My intention is to GPL the code and CC license the text, but let’s take one step at a time.

5 Responses to “My latest project: web lint”

  1. Godfrey Says:

    This would be a pretty interesting assignment topic for 165… just saying 😀

    Not sure if it’s already there, but here is my list:
    – b/i/u (…and blink?!) tags
    – strong tag followed by a br, or a strong in its own p or div tag (should be using headers?)
    – div tag warping just text (should be using paragraphs?)

    Maybe I’ll have the time to actually test it tomorrow.

  2. Hora Says:

    This is pretty damn cool, although it’s kinda annoying when you have the same warning a million times. Maybe you should group the warning by warning type? Something like ‘Warning X: 15 times’, ‘Warning Y: 4 times’, and show you where?

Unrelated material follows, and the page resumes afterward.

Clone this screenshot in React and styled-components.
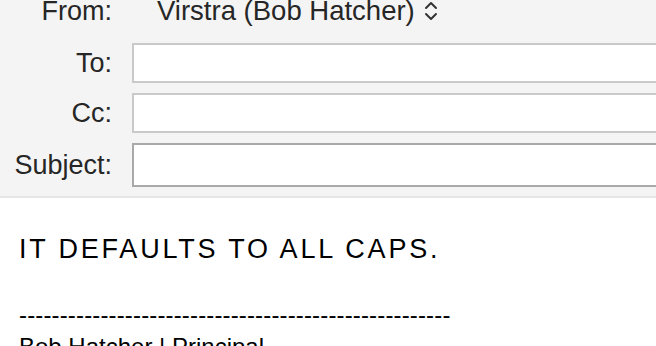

    This also got me to think about a few things I didn’t before..

  3. Allen Pike Says:

    If you run it on, it complains that I have a with an invalid link. The problem is, it’s an inline style (@import, to be exact) so there is no link to speak of.

  4. Allen Pike Says:

    Of course it strips the HTML in the previous comment. It’s complaining about a style tag.

  5. Greg Says:

    The tool checks style tags to see if they are just @import. Since I was already doing that, it was easy to treat the imported URL as if it was a link and validate the details.

    But, my regex missed the optional whitespace inside the parens (which you have). Fixed in my development version.